My brother in law passed away very suddenly last February. Both of my daughter had spent the same day with him.
My 17 year old was so emotional that she was very unsure about attending the wake. She said she wanted to remember Uncle Dennis the way she had always seen him. She didn't want her last image of him to be in a coffin!! But she decided to go.
I was mostly concerned about my 11 year old who gets nausous , dizzy, and wants to faint at the thought of anything that involves the body.

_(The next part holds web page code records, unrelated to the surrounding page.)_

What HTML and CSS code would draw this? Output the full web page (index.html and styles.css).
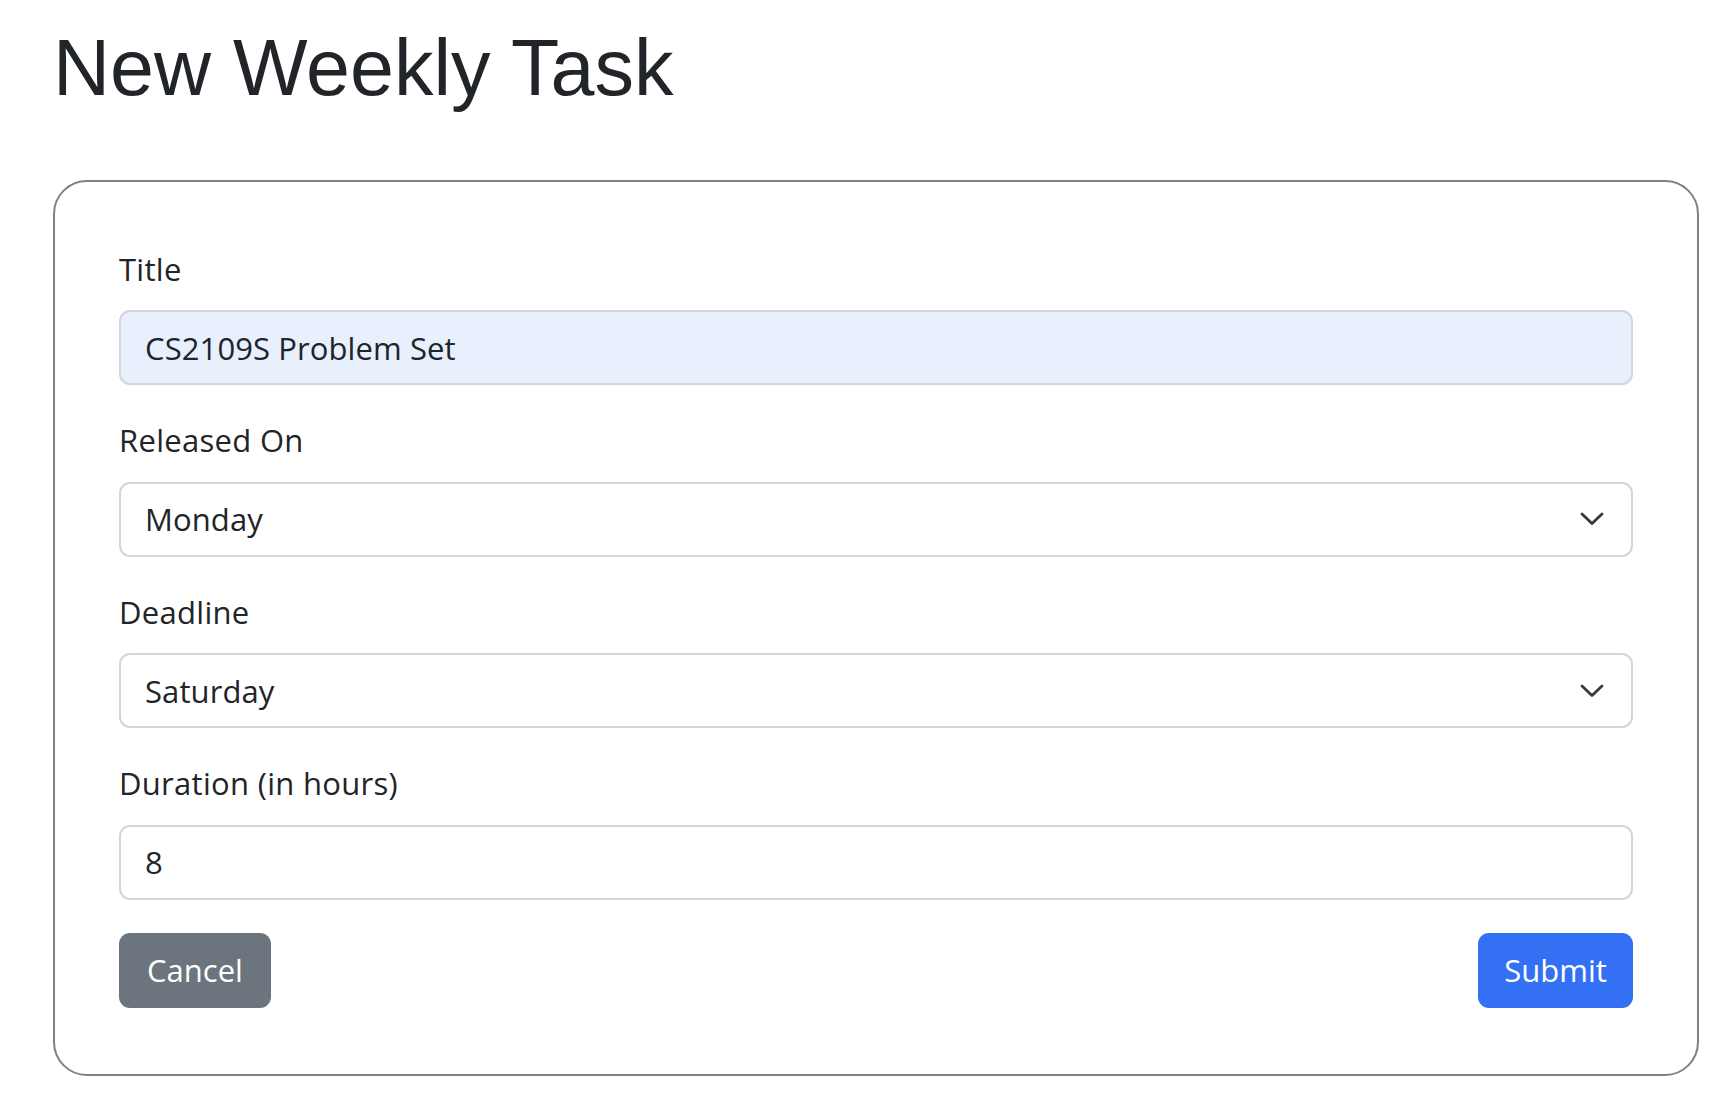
FILE: index.html
```html
<!DOCTYPE html>
<html lang="en">
<head>
<meta charset="utf-8">
<title>New Weekly Task</title>
<link rel="stylesheet" href="styles.css">
</head>
<body>
<main class="page">
  <h1 class="page-title">New Weekly Task</h1>
  <form class="card">
    <div class="field">
      <label class="field-label" for="title">Title</label>
      <input class="control control-filled" id="title" type="text" value="CS2109S Problem Set">
    </div>
    <div class="field">
      <label class="field-label" for="released">Released On</label>
      <div class="select-wrap">
        <select class="control control-select" id="released">
          <option selected>Monday</option>
          <option>Tuesday</option>
          <option>Wednesday</option>
          <option>Thursday</option>
          <option>Friday</option>
          <option>Saturday</option>
          <option>Sunday</option>
        </select>
        <svg class="chevron" width="24" height="14" viewBox="0 0 24 14" aria-hidden="true"><path d="M2 2 L12 11.5 L22 2" fill="none" stroke="#343a40" stroke-width="2.8" stroke-linecap="round" stroke-linejoin="round"/></svg>
      </div>
    </div>
    <div class="field">
      <label class="field-label" for="deadline">Deadline</label>
      <div class="select-wrap">
        <select class="control control-select" id="deadline">
          <option>Monday</option>
          <option>Tuesday</option>
          <option>Wednesday</option>
          <option>Thursday</option>
          <option>Friday</option>
          <option selected>Saturday</option>
          <option>Sunday</option>
        </select>
        <svg class="chevron" width="24" height="14" viewBox="0 0 24 14" aria-hidden="true"><path d="M2 2 L12 11.5 L22 2" fill="none" stroke="#343a40" stroke-width="2.8" stroke-linecap="round" stroke-linejoin="round"/></svg>
      </div>
    </div>
    <div class="field">
      <label class="field-label" for="duration">Duration (in hours)</label>
      <input class="control" id="duration" type="text" value="8">
    </div>
    <div class="actions">
      <button class="btn btn-secondary" type="button">Cancel</button>
      <button class="btn btn-primary" type="submit">Submit</button>
    </div>
  </form>
</main>
</body>
</html>
```
FILE: styles.css
```css
* { box-sizing: border-box; }

html, body {
  margin: 0;
  padding: 0;
  background: #ffffff;
}

body {
  font-family: "Open Sans", "Noto Sans", sans-serif;
  color: #212529;
}

.page {
  padding: 21px 29px 20px 53px;
}

.page-title {
  margin: 0 0 64px 0;
  font-family: "Liberation Sans", Arial, sans-serif;
  font-weight: 400;
  font-size: 79px;
  line-height: 1.2;
  color: #212529;
}

.card {
  border: 2px solid #808080;
  border-radius: 34px;
  padding: 64px 64px 66px 64px;
}

.field {
  display: flex;
  flex-direction: column;
  margin-bottom: 32px;
}

.field-label {
  font-size: 31px;
  line-height: 1.5;
  letter-spacing: 0.3px;
  margin-bottom: 18px;
  color: #212529;
}

.control {
  display: block;
  width: 100%;
  height: 75px;
  padding: 0 24px;
  font-family: "Open Sans", "Noto Sans", sans-serif;
  font-size: 31px;
  letter-spacing: 0.1px;
  color: #212529;
  background: #ffffff;
  border: 2px solid #d2d6db;
  border-radius: 11px;
  outline: none;
}

.control-filled {
  background: #e8f0fe;
}

.select-wrap {
  position: relative;
}

.control-select {
  appearance: none;
  -webkit-appearance: none;
  padding-right: 70px;
}

.chevron {
  position: absolute;
  right: 29px;
  top: 50%;
  margin-top: -7px;
  pointer-events: none;
}

.actions {
  display: flex;
  justify-content: space-between;
  align-items: center;
  padding-top: 1px;
}

.btn {
  height: 75px;
  padding: 0 26px;
  font-family: "Open Sans", "Noto Sans", sans-serif;
  font-size: 31px;
  color: #ffffff;
  border: none;
  border-radius: 11px;
  cursor: pointer;
}

.btn-secondary {
  background: #6c757d;
  width: 152px;
}

.btn-primary {
  background: #3370f4;
  width: 155px;
}
```
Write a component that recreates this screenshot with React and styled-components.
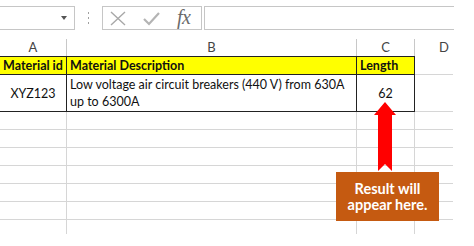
import React from "react";
import styled, { createGlobalStyle } from "styled-components";

const Global = createGlobalStyle`
  html, body { margin: 0; padding: 0; background: #fff; }
  body { font-family: Lato, "Liberation Sans", sans-serif; }
`;

const Page = styled.div`
  position: relative;
  width: 474px;
  height: 246px;
  overflow: hidden;
  background: #fff;
`;

const FormulaBar = styled.div`
  height: 39px;
  display: flex;
  align-items: flex-start;
  padding-top: 6px;
  box-sizing: border-box;
`;

const NameBox = styled.div`
  width: 75px;
  height: 24px;
  box-sizing: border-box;
  border: 1px solid #c6c6c6;
  border-left: none;
  display: flex;
  align-items: center;
  justify-content: flex-end;
  padding-right: 7px;
`;

const DropArrow = styled.span`
  width: 0;
  height: 0;
  border-left: 3.5px solid transparent;
  border-right: 3.5px solid transparent;
  border-top: 4px solid #555;
`;

const Grip = styled.div`
  width: 27px;
  height: 24px;
  display: flex;
  flex-direction: column;
  align-items: center;
  justify-content: center;
  gap: 3px;
`;

const GripDot = styled.span`
  width: 1px;
  height: 2px;
  background: #a0a0a0;
`;

const ButtonBox = styled.div`
  width: 100px;
  height: 24px;
  box-sizing: border-box;
  border: 1px solid #c6c6c6;
  display: flex;
  align-items: center;
  padding-left: 7px;
  gap: 17px;
`;

const Fx = styled.span`
  font-family: "Liberation Serif", "DejaVu Serif", serif;
  font-style: italic;
  font-size: 20px;
  color: #6b6b6b;
  line-height: 1;
  margin-left: 0px;
  margin-top: -3px;
  letter-spacing: -0.5px;
`;

const FormulaInput = styled.div`
  width: 250px;
  height: 24px;
  margin-left: 2px;
  box-sizing: border-box;
  border-top: 1px solid #c6c6c6;
  border-bottom: 1px solid #c6c6c6;
  border-left: 1px solid #c6c6c6;
`;

const Sheet = styled.div`
  display: grid;
  grid-template-columns: 67px 290px 58px 38px;
  width: 453px;
`;

const ColHead = styled.div`
  height: 17px;
  box-sizing: border-box;
  border-right: ${(p) => (p.$last ? "none" : "1px solid #c8c8c8")};
  font-size: 13px;
  color: #444;
  display: flex;
  align-items: center;
  justify-content: center;
  padding-left: ${(p) => p.$pad || 0}px;
  line-height: 1;
`;

const Cell = styled.div`
  box-sizing: border-box;
  height: ${(p) => p.$h}px;
  background: ${(p) => (p.$yellow ? "#ffff00" : "#fff")};
  border-top: ${(p) => (p.$top ? "1px solid #222" : "none")};
  border-right: ${(p) =>
    p.$noRight ? "none" : p.$darkRight ? "1px solid #222" : "1px solid #d6d6d6"};
  border-bottom: ${(p) =>
    p.$noBottom ? "none" : p.$darkBottom ? "1px solid #222" : "1px solid #d6d6d6"};
  font-size: 12.5px;
  font-weight: ${(p) => (p.$bold ? 700 : 400)};
  color: #111;
  display: flex;
  align-items: center;
  justify-content: ${(p) => (p.$center ? "center" : "flex-start")};
  padding: 0 3px;
  line-height: 17px;
  white-space: nowrap;
  overflow: hidden;
`;

const Callout = styled.div`
  position: absolute;
  left: 336px;
  top: 172px;
  width: 103px;
  height: 49px;
  background: #c55a11;
  color: #fff;
  font-weight: 700;
  font-size: 14.5px;
  line-height: 16px;
  display: flex;
  align-items: center;
  justify-content: center;
  text-align: center;
  padding-top: 1px;
  box-sizing: border-box;
`;

const ArrowSvg = styled.svg`
  position: absolute;
  left: 374px;
  top: 102px;
`;

const cols = ["A", "B", "C"];

function EmptyRow({ h, last }) {
  return (
    <>
      <Cell $h={h} $noBottom={last} />
      <Cell $h={h} $noBottom={last} />
      <Cell $h={h} $noBottom={last} />
      <Cell $h={h} $noBottom={last} $noRight />
    </>
  );
}

export default function App() {
  return (
    <Page>
      <Global />
      <FormulaBar>
        <NameBox>
          <DropArrow />
        </NameBox>
        <Grip>
          <GripDot />
          <GripDot />
          <GripDot />
        </Grip>
        <ButtonBox>
          <svg width="16" height="15" viewBox="0 0 16 15">
            <path d="M1 1 L15 14 M15 1 L1 14" stroke="#a8a8a8" strokeWidth="1.4" fill="none" />
          </svg>
          <svg width="17" height="15" viewBox="0 0 17 15">
            <path d="M1 8 L6 13 L16 2" stroke="#b4b4b4" strokeWidth="2.2" fill="none" />
          </svg>
          <Fx>fx</Fx>
        </ButtonBox>
        <FormulaInput />
      </FormulaBar>

      <Sheet>
        {cols.map((c) => (
          <ColHead key={c}>{c}</ColHead>
        ))}
        <ColHead $last $pad={20}>D</ColHead>

        <Cell $h={19} $yellow $top $bold $darkRight $darkBottom $center>
          Material id
        </Cell>
        <Cell $h={19} $yellow $top $bold $darkRight $darkBottom>
          Material Description
        </Cell>
        <Cell $h={19} $yellow $top $bold $darkRight $darkBottom>
          Length
        </Cell>
        <Cell $h={19} $noRight />

        <Cell $h={37} $darkRight $darkBottom $center>
          XYZ123
        </Cell>
        <Cell $h={37} $darkRight $darkBottom>
          <span>
            Low voltage air circuit breakers (440 V) from 630A
            <br />
            up to 6300A
          </span>
        </Cell>
        <Cell $h={37} $darkRight $darkBottom $center>
          62
        </Cell>
        <Cell $h={37} $noRight />

        <EmptyRow h={18} />
        <EmptyRow h={18} />
        <EmptyRow h={18} />
        <EmptyRow h={18} />
        <EmptyRow h={18} />
        <EmptyRow h={18} />
        <EmptyRow h={14} last />
      </Sheet>

      <ArrowSvg width="22" height="70" viewBox="0 0 22 70">
        <path d="M11 0 L22 13 L18 13 L18 69 L11 62 L4 69 L4 13 L0 13 Z" fill="#ff0000" />
      </ArrowSvg>
      <Callout>
        Result will
        <br />
        appear here.
      </Callout>
    </Page>
  );
}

Health stuff just grosses her out!!!.
Well, I took the girls to the funeral home early so if they fell apart it would be just family members there and I would take them and my neices out early.
Well, 17 year old was able to go into the foyer, but when it came time to go into the room with the casket, she literally put on the brakes (like a puppy going into a vet's office.........no we didn't make her go in). She doubled over and started sobbing.poor baby. She did enter threw the back of the room .backed in and sat with her back to Uncle Dennis.

Sister in law didn't miss a beat ,so I could be with the 17 year old, put her arm around 11 year old's shoulder and together they approached the casket and said their prayers...no fainting, dizzyness, nausea. I literally watched her turn into a young lady before my eyes at that very moment.
We left 20 minutes later.
17 yr. old didn't attend the funeral the next day she went with her school to a see Shakespere production in Boston.
Sometimes kids surprise you about what they can or can not handle.
 
Thinking of you. Make sure that he feels he can talk to you about her at all times and eventually time will mend the wounds. Take his grieving seriously and make sure he knows that it's normal to be feeling this way and that it means that he loved her very much.